The wife has had the aircon turned up to the max overnight, and it’s now colder than the Arctic. My house must be the only place in Indonesia where ice forms on the inside of the windows.

And I bet Peter Withe is having similar thoughts as well. WHAT THE F### AM I DOING HERE? Cos after a spate of poor performances, there are calls for his head as the Indonesian football team manager.

The strange thing for me is that a number of years back, I was calling for his resignation as well.

Cos for a very brief period Peter Withe managed my team – the perennial premiership underdogs and ruffians, the veritable Crazy Gang, Wimbledon FC.

Although I can’t really remember much of his brief spell (about 40 days if I remember rightly) in charge of the Dons at Smellhurst Park, I do recall Wimbledon losing 2-0 at home to Bristol City in a vital FA Cup game and then some furious Wimbledon fan running up to the dugout from the terraces before squaring up to Withe and giving him some real verbal.

Later in the week, Withe was sacked. Such is the nature of professional football.

But whether Peter Withe is any good as a manager or not, one thing is absolutely for sure: he’ll always be a football legend. Cos in the 1982 European Cup final, Peter Withe bundled over a tremendous pass by Tony Morley to put Aston Villa 1-0 up against the German giants Bayern Munich. The Villans held onto their lead and lifted the cup.

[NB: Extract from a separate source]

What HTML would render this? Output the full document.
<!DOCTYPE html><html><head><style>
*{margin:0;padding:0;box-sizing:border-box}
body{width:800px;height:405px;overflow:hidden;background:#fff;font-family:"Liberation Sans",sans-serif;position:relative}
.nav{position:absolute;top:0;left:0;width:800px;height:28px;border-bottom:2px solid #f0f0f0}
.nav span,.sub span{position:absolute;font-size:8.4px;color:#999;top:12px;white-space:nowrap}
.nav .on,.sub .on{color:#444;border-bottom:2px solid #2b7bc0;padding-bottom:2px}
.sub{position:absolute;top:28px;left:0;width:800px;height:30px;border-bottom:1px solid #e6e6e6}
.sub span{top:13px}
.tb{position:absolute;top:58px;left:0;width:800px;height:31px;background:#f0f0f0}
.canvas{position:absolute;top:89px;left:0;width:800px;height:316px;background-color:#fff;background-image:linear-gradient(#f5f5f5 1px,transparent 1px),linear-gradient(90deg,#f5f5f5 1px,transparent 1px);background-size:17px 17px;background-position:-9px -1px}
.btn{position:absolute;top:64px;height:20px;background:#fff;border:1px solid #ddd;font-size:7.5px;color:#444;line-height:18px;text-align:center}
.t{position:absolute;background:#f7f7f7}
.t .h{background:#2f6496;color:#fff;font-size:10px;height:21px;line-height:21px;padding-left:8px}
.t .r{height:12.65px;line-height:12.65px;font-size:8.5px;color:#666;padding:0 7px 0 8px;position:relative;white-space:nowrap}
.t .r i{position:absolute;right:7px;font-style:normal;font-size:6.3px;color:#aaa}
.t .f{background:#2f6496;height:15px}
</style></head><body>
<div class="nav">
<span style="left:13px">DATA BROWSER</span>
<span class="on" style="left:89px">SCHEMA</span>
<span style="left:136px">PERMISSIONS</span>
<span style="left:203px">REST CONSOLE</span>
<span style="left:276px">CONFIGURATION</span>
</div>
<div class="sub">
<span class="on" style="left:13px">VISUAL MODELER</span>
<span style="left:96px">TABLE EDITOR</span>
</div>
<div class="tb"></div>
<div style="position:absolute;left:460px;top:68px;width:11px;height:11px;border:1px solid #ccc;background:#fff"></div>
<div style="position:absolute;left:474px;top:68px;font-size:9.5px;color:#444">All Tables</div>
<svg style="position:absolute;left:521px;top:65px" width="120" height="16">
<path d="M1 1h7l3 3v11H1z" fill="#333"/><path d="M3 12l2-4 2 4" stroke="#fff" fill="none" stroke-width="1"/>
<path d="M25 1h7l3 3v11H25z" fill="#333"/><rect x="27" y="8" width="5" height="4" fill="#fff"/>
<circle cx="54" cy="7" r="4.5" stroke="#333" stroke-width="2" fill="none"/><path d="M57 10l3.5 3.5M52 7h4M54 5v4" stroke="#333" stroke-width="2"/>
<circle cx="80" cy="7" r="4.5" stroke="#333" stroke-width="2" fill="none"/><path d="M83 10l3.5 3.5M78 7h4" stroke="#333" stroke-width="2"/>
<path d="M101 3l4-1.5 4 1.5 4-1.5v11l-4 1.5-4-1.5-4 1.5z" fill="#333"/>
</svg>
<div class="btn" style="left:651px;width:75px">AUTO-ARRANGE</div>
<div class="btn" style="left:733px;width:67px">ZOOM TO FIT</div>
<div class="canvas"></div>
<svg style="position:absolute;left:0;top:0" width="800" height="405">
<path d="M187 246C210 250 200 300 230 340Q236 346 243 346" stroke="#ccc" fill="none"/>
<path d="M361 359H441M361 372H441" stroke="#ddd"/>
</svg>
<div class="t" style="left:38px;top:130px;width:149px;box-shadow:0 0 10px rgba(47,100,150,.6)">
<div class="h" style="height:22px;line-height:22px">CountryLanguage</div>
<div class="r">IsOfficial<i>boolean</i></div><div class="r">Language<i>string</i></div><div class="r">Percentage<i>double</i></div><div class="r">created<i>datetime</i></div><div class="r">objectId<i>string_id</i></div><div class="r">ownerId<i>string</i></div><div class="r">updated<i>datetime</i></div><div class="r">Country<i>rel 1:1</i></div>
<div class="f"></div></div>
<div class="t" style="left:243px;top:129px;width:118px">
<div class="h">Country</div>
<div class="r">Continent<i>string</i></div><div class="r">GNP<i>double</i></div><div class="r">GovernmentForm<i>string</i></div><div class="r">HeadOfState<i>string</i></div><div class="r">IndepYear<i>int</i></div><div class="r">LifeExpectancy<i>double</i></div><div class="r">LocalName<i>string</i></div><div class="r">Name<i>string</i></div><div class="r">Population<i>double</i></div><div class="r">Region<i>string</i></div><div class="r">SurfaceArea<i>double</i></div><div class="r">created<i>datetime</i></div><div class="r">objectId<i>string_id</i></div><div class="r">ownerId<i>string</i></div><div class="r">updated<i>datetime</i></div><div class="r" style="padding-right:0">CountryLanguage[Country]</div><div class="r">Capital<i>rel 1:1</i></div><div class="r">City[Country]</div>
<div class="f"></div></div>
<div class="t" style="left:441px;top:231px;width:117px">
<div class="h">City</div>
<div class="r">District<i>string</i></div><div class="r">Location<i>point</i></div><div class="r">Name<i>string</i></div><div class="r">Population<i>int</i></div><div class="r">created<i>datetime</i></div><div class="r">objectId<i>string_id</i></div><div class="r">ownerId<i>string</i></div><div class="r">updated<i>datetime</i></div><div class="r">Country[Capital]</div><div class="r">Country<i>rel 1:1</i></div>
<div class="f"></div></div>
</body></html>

Oh, it must be. It is. Peter Withe!
> the late great Brian Moore

How many other players in the game can say they have scored the winning goal in a European Cup final? As it is that was back in the early 80s when football was proletariat and violent and huge barbed wire fences kept the fans apart, so Withe didn’t earn nearly as much as top football players today, meaning he still has to work for a living.

That’s probably not something that most Indonesian fans appreciate, but I guess to be fair to them, why should they care? For them – and like football fans everywhere - it’s only the results that matter.